In section 2, he does the complete derivation of Einstein’s “Theory of Quantum Radiation” (1917), where Einstein shows the relationship between the Maxwell-Boltzmann distribution of particle energies and the Planck distribution of the radiation generated by the radiatively active molecules.
Einstein recognized that these two distributions are intimately related by the factor exp(ε/kT), where ε=kinetic energy for the particles and ε=hν for the radiative quanta. Locally, the radiation field is in equilibrium with the energy distribution of the particles. It is also locally random and isotropic, meaning that it does not transport any energy. It is simply a continuous exchange of energy between the IR active molecules and the radiation field.
Because of this exp(ε/kT) relationship, the frequency distribution of this radiation field will have the shape of a Planck curve conforming to the local temperature and composition, i.e., the concentration of IR active species.

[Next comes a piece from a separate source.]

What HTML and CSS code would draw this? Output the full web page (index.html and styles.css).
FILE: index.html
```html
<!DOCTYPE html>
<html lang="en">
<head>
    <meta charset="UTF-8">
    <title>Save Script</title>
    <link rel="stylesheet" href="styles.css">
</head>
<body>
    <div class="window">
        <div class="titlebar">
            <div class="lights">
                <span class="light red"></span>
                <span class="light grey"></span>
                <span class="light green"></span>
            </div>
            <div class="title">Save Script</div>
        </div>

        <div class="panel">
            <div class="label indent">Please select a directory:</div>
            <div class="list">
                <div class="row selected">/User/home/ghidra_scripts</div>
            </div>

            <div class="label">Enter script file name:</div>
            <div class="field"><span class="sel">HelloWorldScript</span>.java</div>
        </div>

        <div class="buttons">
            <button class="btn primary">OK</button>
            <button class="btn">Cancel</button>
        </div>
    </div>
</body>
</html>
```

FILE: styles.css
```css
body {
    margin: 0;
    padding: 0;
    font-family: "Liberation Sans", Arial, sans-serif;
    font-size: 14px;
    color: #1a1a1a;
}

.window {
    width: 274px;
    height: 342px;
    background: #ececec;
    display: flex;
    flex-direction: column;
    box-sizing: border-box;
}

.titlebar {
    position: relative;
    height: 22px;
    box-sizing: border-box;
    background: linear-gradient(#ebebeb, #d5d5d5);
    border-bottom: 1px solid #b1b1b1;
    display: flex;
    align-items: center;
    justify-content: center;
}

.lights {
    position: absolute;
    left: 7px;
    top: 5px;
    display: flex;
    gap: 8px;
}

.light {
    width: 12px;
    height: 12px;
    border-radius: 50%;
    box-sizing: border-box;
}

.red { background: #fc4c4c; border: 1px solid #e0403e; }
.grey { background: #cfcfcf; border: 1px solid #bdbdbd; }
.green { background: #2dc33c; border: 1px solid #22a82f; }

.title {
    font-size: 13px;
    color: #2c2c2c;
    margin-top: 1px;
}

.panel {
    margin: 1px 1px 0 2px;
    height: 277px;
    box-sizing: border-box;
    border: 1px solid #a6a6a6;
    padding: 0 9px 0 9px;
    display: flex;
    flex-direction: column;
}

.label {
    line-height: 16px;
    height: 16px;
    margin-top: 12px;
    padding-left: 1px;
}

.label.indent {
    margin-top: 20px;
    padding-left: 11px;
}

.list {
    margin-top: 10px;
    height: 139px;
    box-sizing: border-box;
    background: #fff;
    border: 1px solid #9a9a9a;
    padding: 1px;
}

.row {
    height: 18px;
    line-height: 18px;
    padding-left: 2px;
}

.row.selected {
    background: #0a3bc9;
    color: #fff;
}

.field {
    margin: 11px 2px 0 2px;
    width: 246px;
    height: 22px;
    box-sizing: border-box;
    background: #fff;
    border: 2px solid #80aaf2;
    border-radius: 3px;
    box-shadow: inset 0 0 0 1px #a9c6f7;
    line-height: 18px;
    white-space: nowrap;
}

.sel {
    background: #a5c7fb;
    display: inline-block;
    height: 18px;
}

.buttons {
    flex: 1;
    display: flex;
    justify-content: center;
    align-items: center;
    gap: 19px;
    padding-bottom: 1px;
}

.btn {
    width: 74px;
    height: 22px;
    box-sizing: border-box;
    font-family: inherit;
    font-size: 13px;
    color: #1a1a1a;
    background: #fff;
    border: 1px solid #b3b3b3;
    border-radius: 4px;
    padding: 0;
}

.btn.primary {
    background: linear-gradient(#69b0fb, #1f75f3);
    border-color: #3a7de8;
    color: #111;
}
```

This is where the subtlety and choices made by modelers creates confusion. In the following, with reference to the Earth, we are discussing radiation outside the “atmospheric window.” …..

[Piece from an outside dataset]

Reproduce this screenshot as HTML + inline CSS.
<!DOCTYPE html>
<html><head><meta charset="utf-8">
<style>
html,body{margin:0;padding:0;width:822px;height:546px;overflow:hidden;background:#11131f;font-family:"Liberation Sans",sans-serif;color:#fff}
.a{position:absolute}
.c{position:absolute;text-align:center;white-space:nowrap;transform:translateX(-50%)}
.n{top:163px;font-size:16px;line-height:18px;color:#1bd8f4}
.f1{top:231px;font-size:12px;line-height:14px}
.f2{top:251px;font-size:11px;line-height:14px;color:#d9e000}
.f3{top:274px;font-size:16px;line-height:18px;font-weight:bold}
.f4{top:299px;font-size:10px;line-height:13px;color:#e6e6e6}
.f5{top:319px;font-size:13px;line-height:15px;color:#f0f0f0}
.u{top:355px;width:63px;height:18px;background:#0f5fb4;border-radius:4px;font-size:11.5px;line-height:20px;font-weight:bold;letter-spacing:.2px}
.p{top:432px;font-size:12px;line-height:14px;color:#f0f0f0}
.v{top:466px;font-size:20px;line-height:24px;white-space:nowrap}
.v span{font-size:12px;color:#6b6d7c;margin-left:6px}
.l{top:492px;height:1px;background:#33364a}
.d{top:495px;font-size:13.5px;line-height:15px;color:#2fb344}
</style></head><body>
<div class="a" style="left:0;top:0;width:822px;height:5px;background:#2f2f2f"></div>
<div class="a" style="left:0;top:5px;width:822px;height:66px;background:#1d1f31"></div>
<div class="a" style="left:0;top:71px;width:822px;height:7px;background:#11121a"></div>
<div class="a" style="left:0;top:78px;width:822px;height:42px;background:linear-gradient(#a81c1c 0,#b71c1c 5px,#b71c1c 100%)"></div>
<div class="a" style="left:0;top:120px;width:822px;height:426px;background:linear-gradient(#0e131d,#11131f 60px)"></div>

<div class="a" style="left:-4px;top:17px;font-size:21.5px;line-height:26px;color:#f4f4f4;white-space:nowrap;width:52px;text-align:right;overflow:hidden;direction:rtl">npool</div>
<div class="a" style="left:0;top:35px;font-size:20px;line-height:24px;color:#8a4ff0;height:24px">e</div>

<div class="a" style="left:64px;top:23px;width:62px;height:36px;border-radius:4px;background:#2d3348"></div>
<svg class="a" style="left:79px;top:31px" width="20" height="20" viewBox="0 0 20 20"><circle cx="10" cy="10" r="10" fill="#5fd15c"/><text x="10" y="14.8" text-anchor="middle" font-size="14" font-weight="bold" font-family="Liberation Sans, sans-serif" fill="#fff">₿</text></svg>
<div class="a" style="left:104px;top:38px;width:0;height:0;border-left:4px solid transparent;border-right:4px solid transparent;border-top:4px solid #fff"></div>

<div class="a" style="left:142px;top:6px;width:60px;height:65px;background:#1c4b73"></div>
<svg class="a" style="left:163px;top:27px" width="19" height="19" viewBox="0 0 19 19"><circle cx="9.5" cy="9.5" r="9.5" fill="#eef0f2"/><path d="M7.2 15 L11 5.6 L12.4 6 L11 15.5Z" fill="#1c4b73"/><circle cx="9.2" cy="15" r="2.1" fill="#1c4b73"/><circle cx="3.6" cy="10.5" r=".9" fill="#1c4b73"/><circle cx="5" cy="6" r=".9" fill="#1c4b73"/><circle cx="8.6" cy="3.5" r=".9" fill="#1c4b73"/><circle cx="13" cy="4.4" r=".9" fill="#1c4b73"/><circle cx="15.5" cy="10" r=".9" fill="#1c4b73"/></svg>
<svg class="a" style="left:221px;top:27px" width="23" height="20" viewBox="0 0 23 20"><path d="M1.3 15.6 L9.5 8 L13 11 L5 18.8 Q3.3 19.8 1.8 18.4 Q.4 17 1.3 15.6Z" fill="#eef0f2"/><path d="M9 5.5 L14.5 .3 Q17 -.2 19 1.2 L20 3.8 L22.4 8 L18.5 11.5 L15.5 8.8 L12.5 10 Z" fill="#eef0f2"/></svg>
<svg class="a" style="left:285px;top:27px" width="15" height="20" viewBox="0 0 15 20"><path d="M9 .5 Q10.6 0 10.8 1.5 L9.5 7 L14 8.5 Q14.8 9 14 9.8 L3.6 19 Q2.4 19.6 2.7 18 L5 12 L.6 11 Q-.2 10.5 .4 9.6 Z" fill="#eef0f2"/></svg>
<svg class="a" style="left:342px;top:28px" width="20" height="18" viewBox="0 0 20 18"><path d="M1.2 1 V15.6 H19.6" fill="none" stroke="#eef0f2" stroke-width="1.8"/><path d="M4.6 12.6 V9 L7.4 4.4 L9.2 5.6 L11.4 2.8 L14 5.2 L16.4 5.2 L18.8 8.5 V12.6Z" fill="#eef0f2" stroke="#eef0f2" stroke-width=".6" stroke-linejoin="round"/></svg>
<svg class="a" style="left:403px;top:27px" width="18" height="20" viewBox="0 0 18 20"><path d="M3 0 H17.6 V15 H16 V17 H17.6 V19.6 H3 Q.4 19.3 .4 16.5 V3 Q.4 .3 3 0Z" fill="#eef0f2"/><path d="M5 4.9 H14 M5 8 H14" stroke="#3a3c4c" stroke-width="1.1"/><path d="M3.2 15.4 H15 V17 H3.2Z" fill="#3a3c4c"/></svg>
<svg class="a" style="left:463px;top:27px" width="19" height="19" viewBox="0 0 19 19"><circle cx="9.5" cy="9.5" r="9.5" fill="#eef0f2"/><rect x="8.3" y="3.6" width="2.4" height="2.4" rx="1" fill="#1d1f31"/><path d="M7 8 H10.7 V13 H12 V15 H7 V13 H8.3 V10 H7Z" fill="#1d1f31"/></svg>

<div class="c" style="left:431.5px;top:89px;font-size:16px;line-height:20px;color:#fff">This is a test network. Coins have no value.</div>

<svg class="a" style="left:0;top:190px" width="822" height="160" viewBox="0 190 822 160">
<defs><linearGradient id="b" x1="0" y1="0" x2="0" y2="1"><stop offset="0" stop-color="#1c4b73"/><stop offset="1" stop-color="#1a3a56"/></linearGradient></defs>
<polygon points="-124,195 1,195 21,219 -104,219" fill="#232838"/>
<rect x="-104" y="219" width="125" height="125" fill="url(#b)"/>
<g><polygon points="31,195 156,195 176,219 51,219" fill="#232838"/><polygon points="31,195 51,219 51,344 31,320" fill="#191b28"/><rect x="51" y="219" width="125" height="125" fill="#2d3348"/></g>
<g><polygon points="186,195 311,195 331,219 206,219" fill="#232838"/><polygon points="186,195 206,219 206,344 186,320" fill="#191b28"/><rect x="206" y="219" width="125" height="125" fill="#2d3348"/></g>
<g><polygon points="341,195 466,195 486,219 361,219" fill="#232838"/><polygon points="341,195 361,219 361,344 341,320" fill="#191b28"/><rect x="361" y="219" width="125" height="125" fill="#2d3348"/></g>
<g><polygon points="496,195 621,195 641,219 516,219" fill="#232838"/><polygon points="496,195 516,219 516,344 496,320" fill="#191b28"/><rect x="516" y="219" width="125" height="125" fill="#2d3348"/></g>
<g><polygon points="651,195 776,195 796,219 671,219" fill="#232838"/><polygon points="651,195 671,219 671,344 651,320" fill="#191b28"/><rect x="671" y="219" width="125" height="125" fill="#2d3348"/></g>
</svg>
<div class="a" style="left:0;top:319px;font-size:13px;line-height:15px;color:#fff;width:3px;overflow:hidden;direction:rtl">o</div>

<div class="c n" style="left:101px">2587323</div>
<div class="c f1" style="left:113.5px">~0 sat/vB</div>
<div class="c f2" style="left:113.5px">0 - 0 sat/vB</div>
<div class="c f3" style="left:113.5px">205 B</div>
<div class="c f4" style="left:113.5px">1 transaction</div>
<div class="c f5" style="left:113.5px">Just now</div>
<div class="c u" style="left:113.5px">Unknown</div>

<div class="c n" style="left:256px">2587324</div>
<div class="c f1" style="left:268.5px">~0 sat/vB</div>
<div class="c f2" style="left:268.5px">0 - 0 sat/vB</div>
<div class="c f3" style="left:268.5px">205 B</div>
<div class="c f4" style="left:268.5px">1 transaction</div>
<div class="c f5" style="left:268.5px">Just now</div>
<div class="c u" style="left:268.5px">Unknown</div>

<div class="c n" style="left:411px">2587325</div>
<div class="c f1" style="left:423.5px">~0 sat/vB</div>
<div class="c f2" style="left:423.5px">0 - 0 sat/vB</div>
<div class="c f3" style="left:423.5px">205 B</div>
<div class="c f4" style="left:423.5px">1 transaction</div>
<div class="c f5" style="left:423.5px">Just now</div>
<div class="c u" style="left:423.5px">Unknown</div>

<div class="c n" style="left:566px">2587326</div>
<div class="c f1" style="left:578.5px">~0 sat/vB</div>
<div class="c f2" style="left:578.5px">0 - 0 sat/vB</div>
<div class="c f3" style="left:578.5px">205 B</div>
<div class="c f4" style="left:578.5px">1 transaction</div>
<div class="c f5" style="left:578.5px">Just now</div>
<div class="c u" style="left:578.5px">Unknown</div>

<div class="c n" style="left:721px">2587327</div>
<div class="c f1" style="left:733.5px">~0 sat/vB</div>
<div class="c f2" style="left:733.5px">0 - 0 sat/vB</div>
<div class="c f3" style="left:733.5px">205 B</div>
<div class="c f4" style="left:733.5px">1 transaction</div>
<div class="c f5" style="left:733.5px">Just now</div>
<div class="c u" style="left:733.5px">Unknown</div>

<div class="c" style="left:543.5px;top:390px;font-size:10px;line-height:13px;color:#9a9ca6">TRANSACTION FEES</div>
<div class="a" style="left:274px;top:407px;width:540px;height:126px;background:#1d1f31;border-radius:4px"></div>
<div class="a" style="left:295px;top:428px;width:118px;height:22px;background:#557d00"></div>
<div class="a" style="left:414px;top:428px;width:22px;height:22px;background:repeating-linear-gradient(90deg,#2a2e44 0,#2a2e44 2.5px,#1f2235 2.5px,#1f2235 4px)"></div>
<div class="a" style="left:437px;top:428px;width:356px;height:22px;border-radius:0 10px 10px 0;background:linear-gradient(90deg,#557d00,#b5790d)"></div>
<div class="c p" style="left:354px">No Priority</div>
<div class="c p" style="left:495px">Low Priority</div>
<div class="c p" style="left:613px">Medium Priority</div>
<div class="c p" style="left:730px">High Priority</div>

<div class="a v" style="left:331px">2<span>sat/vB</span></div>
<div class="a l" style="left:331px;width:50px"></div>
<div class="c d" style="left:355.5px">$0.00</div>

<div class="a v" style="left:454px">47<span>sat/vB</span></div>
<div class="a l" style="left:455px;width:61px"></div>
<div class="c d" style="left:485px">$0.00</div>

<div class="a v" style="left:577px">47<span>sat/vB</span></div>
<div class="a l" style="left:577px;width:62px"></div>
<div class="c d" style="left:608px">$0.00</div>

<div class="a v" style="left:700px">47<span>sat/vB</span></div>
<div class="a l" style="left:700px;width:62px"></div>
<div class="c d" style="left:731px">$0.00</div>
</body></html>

The concepts of complete absorption of surface radiation (outside of the atmospheric window) and collisional excitation and de-excitation of IR active species in the atmosphere are not controversial.

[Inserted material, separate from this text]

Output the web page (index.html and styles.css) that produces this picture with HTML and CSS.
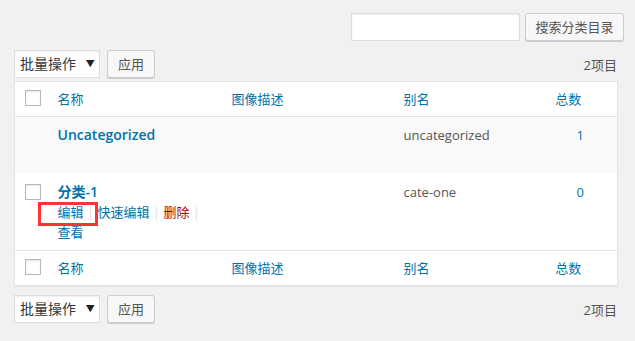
FILE: index.html
```html
<!DOCTYPE html>
<html lang="zh-CN">
<head>
    <meta charset="UTF-8">
    <title>分类目录</title>
    <link rel="stylesheet" href="styles.css">
</head>
<body>
<div class="wrap">
    <div class="search-box">
        <input type="search" class="search-input">
        <button class="button search-button">搜索分类目录</button>
    </div>

    <div class="tablenav">
        <div class="bulk">
            <div class="bulk-select">批量操作 <span class="caret">▼</span></div>
            <button class="button">应用</button>
        </div>
        <span class="num-items">2项目</span>
    </div>

    <table class="list-table">
        <colgroup>
            <col class="col-cb">
            <col class="col-name">
            <col class="col-desc">
            <col class="col-slug">
            <col class="col-count">
        </colgroup>
        <thead>
        <tr>
            <th class="check"><span class="checkbox"></span></th>
            <th><a href="#">名称</a></th>
            <th><a href="#">图像描述</a></th>
            <th><a href="#">别名</a></th>
            <th class="num"><a href="#">总数<span class="sort-ind"></span></a></th>
        </tr>
        </thead>
        <tbody>
        <tr class="alt">
            <td class="check"></td>
            <td>
                <a href="#" class="row-title">Uncategorized</a>
                <div class="row-actions hidden">&nbsp;</div>
            </td>
            <td></td>
            <td class="slug">uncategorized</td>
            <td class="num"><a href="#">1</a></td>
        </tr>
        <tr>
            <td class="check"><span class="checkbox"></span></td>
            <td>
                <a href="#" class="row-title">分类-1</a>
                <div class="row-actions">
                    <span class="edit"><a href="#">编辑</a> <span class="sep">|</span> </span><a href="#">快速编辑</a> <span class="sep">|</span> <a href="#" class="delete">删除</a> <span class="sep">|</span> <a href="#">查看</a>
                </div>
            </td>
            <td></td>
            <td class="slug">cate-one</td>
            <td class="num"><a href="#">0</a></td>
        </tr>
        </tbody>
        <tfoot>
        <tr>
            <th class="check"><span class="checkbox"></span></th>
            <th><a href="#">名称</a></th>
            <th><a href="#">图像描述</a></th>
            <th><a href="#">别名</a></th>
            <th class="num"><a href="#">总数<span class="sort-ind"></span></a></th>
        </tr>
        </tfoot>
    </table>

    <div class="tablenav bottom">
        <div class="bulk">
            <div class="bulk-select">批量操作 <span class="caret">▼</span></div>
            <button class="button">应用</button>
        </div>
        <span class="num-items">2项目</span>
    </div>
</div>
</body>
</html>
```

FILE: styles.css
```css
body {
    margin: 0;
    background: #f1f1f1;
    font-family: "Open Sans", "Noto Sans CJK SC", sans-serif;
    font-size: 13px;
    color: #444;
}

a {
    color: #0073aa;
    text-decoration: none;
}

.wrap {
    padding: 13px 18px 0 14px;
}

.search-box {
    display: flex;
    justify-content: flex-end;
    gap: 5px;
    margin-right: -7px;
}

.search-input {
    width: 169px;
    height: 28px;
    box-sizing: border-box;
    border: 1px solid #ddd;
    background: #fff;
    box-shadow: inset 0 1px 2px rgba(0, 0, 0, 0.07);
    margin: 0;
}

.button {
    height: 28px;
    box-sizing: border-box;
    padding: 0 10px;
    background: #f7f7f7;
    border: 1px solid #ccc;
    border-radius: 3px;
    box-shadow: 0 1px 0 #ccc;
    color: #555;
    font-family: "Open Sans", "Noto Sans CJK SC", sans-serif;
    font-size: 13px;
    line-height: 26px;
    margin: 0;
}

.search-button {
    width: 99px;
    padding: 0;
}

.tablenav {
    display: flex;
    justify-content: space-between;
    align-items: center;
    margin-top: 9px;
    height: 28px;
    margin-bottom: 3px;
}

.tablenav.bottom {
    margin-top: 9px;
}

.bulk {
    display: flex;
    gap: 7px;
}

.bulk-select {
    width: 86px;
    height: 28px;
    box-sizing: border-box;
    border: 1px solid #ddd;
    background: #fff;
    font-size: 14px;
    line-height: 26px;
    padding-left: 5px;
    color: #32373c;
    box-shadow: inset 0 1px 2px rgba(0, 0, 0, 0.07);
}

.caret {
    font-size: 9px;
    color: #222;
    margin-left: 6px;
    vertical-align: 2px;
}

.num-items {
    color: #555;
}

.list-table {
    width: 100%;
    table-layout: fixed;
    border-collapse: collapse;
    background: #fff;
    border: 1px solid #e5e5e5;
    box-shadow: 0 1px 1px rgba(0, 0, 0, 0.04);
}

.col-cb { width: 33px; }
.col-name { width: 174px; }
.col-desc { width: 172px; }
.col-slug { width: 150px; }
.col-count { width: 74px; }

.list-table th {
    font-weight: normal;
    text-align: left;
    padding: 8px 10px;
    line-height: 18px;
    font-size: 13px;
}

.list-table thead th {
    border-bottom: 1px solid #e1e1e1;
}

.list-table tfoot th {
    border-top: 1px solid #e1e1e1;
}

.list-table td {
    vertical-align: top;
    padding: 9px 10px 8px;
    line-height: 20px;
    color: #555;
}

.list-table tr.alt td {
    background: #f9f9f9;
    padding-top: 8px;
}

.list-table .check {
    padding: 8px 0 8px 10px;
    vertical-align: top;
}

.list-table td.check {
    padding-top: 11px;
}

.checkbox {
    display: block;
    width: 14px;
    height: 14px;
    border: 1px solid #b4b9be;
    background: #fff;
    box-shadow: inset 0 1px 2px rgba(0, 0, 0, 0.1);
}

.list-table .num {
    text-align: center;
}

.sort-ind {
    display: inline-block;
    width: 17px;
    margin-left: 7px;
}

.row-title {
    font-size: 14px;
    font-weight: 600;
}

.row-actions {
    position: relative;
    font-size: 13px;
}

.row-actions.hidden {
    visibility: hidden;
}

.row-actions .edit {
    position: relative;
}

.row-actions .edit::before {
    content: "";
    position: absolute;
    left: -20px;
    top: -1px;
    width: 54px;
    height: 18px;
    border: 3px solid #f33;
}

.sep {
    color: #ddd;
}

.delete {
    color: #a00;
}

.slug {
    color: #555;
}
```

The use of radiative transfer theory to describe energy transport in the atmosphere is a “crutch” used because the tools to mathematically model a convecting atmosphere based on fundamental principles do not exist.
I will address your SURFRAD data in a separate comment.
Tom Shula:
This is not directly related to your comments, but I need to put my oar in, again.
Early on, I had made the comment that it can be proven that CO2 has NO climatic effect.
https://wjarr.com/sites/default/files/WJARR-2024-0884.pdf
ALL of our modern warming (since circa 1980) is simply due to decreases in the amount of industrial SO2 aerosol pollution in the troposphere due to Clean Air legislation. Decreases in the amount of pollution in our atmosphere increases the intensity of the solar radiation striking the Earth’s surface, INEVITABLY causing warming. This cannot be refuted, but it is not acknowledged, and instead the warming is wrongly attributed to CO2!
Tom,
I had no intention of ignoring any of your commentary, I read it all, and I have ordered and read some the Curtis Mobley book which was a good suggestion. I was merely pointing out a statement that I can’t agree with, being…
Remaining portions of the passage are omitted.